Ia juga menekankan pentingnya pendekatan persuasif dalam menangani aksi massa.
"Polisi seharusnya lebih canggih dalam menangani pergerakan massa. Teknik persuasif harus diutamakan. Aparat perlu tampil lebih dingin dan sabar menghadapi demonstran," katanya.
UMY, kata dia, siap berkontribusi melalui kajian akademis, forum diskusi, maupun kolaborasi nyata dengan berbagai pihak.
"Bahkan lebih konkret lagi, bisa melalui penyadaran masyarakat hingga memberi masukan regulasi terkait cara penegakan hukum yang efektif," ujar dia.
Bukan untuk Ganti Kapolri
Wakil Menteri Sekretaris Negara (Wamensesneg) Juri Ardiantoro mengatakan upaya reformasi untuk Kepolisian Negara Republik Indonesia (Polri) dilakukan bukan untuk mengganti Kapolri Jenderal Polisi Listyo Sigit Prabowo.
Dia pun meminta publik untuk menunggu langkah selanjutnya yang akan dilakukan oleh Presiden Prabowo Subianto yang bakal membentuk Komisi Reformasi Polri, termasuk hal teknis yang akan dilakukan.
"Nggak dong, nggak ada (ganti Kapolri)," kata Juri.

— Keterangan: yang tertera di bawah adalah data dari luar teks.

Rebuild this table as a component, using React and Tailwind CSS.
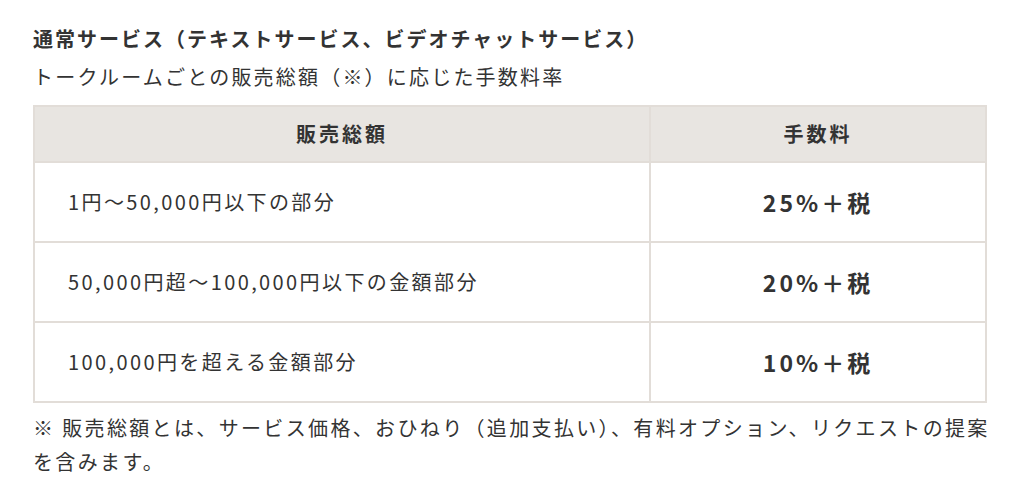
const rows = [
    { range: "1円〜50,000円以下の部分", rate: "25%＋税" },
    { range: "50,000円超〜100,000円以下の金額部分", rate: "20%＋税" },
    { range: "100,000円を超える金額部分", rate: "10%＋税" },
];

export default function App() {
    return (
        <div
            className="min-h-screen bg-white text-[#333] pl-[33px] pt-[24px]"
            style={{ fontFamily: "'Noto Sans CJK JP', 'Noto Sans', sans-serif" }}
        >
            {/* タイトル */}
            <h2 className="text-[20px] font-bold leading-[30px] tracking-[2px]">
                通常サービス（テキストサービス、ビデオチャットサービス）
            </h2>
            <p className="mt-[8px] text-[20px] leading-[30px] tracking-[2.2px]">
                トークルームごとの販売総額（※）に応じた手数料率
            </p>

            {/* 手数料テーブル */}
            <table className="mt-[13px] w-[954px] border-collapse border-2 border-[#e2ddd8]">
                <thead>
                    <tr className="bg-[#e8e5e1] h-[56px]">
                        <th className="w-[616px] border-2 border-[#e2ddd8] text-[20px] font-bold tracking-[3px] text-center">
                            販売総額
                        </th>
                        <th className="border-2 border-[#e2ddd8] text-[20px] font-bold tracking-[3px] text-center">
                            手数料
                        </th>
                    </tr>
                </thead>
                <tbody>
                    {rows.map((row) => (
                        <tr key={row.rate} className="h-[80px]">
                            <td className="border-2 border-[#e2ddd8] pl-[33px] text-[20px] tracking-[2.4px]">
                                {row.range}
                            </td>
                            <td className="border-2 border-[#e2ddd8] text-center text-[23px] font-bold tracking-[3px]">
                                {row.rate}
                            </td>
                        </tr>
                    ))}
                </tbody>
            </table>

            {/* 注釈 */}
            <p className="mt-[8px] w-[972px] text-[20px] leading-[34px] tracking-[2.35px]">
                ※ 販売総額とは、サービス価格、おひねり（追加支払い）、有料オプション、リクエストの提案を含みます。
            </p>
        </div>
    );
}
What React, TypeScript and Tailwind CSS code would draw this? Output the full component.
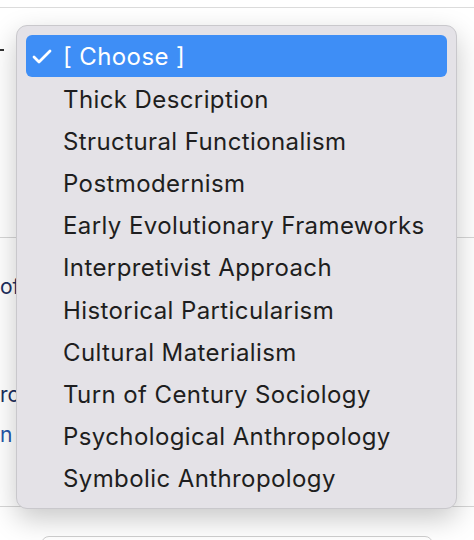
import { Check } from 'lucide-react';

const options = [
  'Thick Description',
  'Structural Functionalism',
  'Postmodernism',
  'Early Evolutionary Frameworks',
  'Interpretivist Approach',
  'Historical Particularism',
  'Cultural Materialism',
  'Turn of Century Sociology',
  'Psychological Anthropology',
  'Symbolic Anthropology',
];

export default function App() {
  return (
    <div
      className="relative w-[474px] h-[540px] overflow-hidden bg-white"
      style={{ fontFamily: 'Inter, "Liberation Sans", sans-serif' }}
    >
      {/* page behind the menu */}
      <div className="flex flex-col">
        <div className="h-[7px]" />
        <div className="border-t border-[#dcdcdc] h-[230px]">
          <div className="mt-[41px] w-[4px] h-[2px] bg-[#333]" />
        </div>
        <div className="border-t border-[#d6d6d6] h-[269px] pt-[35px] text-[21px] leading-[28px]">
          <div className="text-[#1c2f5e]">of</div>
          <div className="h-[80px]" />
          <div className="text-[#1c2f5e]">ro</div>
          <div className="h-[12px]" />
          <div className="text-[#2556a8]">n</div>
        </div>
        <div className="border-t border-[#d6d6d6] pt-[29px] px-[41px]">
          <div className="h-[20px] rounded-t-[8px] border border-[#cfcfcf] bg-white" />
        </div>
      </div>

      {/* dropdown menu */}
      <div className="absolute left-[16px] top-[25px] w-[441px] rounded-[11px] bg-[#e4e2e7] border border-[#c9c8cc] shadow-[0_10px_28px_rgba(0,0,0,0.22)] px-[9px] py-[9px]">
        <div className="flex items-center h-[42px] rounded-[6px] bg-[#3e8ef6] text-white pl-[4px] pt-[2px]">
          <Check size={24} strokeWidth={2.8} className="mr-[9px]" />
          <span className="text-[24px] tracking-[0.4px]">[ Choose ]</span>
        </div>
        {options.map((o) => (
          <div key={o} className="flex items-center h-[42.2px] pl-[37px] pt-[3px] text-[24px] text-[#1e1e20] tracking-[0.4px]">
            {o}
          </div>
        ))}
      </div>
    </div>
  );
}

Menurut dia, reformasi terhadap Polri adalah kebijakan dari Presiden Prabowo dan bukan merupakan usulan. Untuk itu, dia juga meminta publik untuk menunggu tim yang akan mengisi Komisi Reformasi Polri tersebut.
"Kalau Presiden sudah menyampaikan kebijakan, nanti secara teknis seperti apa ya kita tunggu," katanya.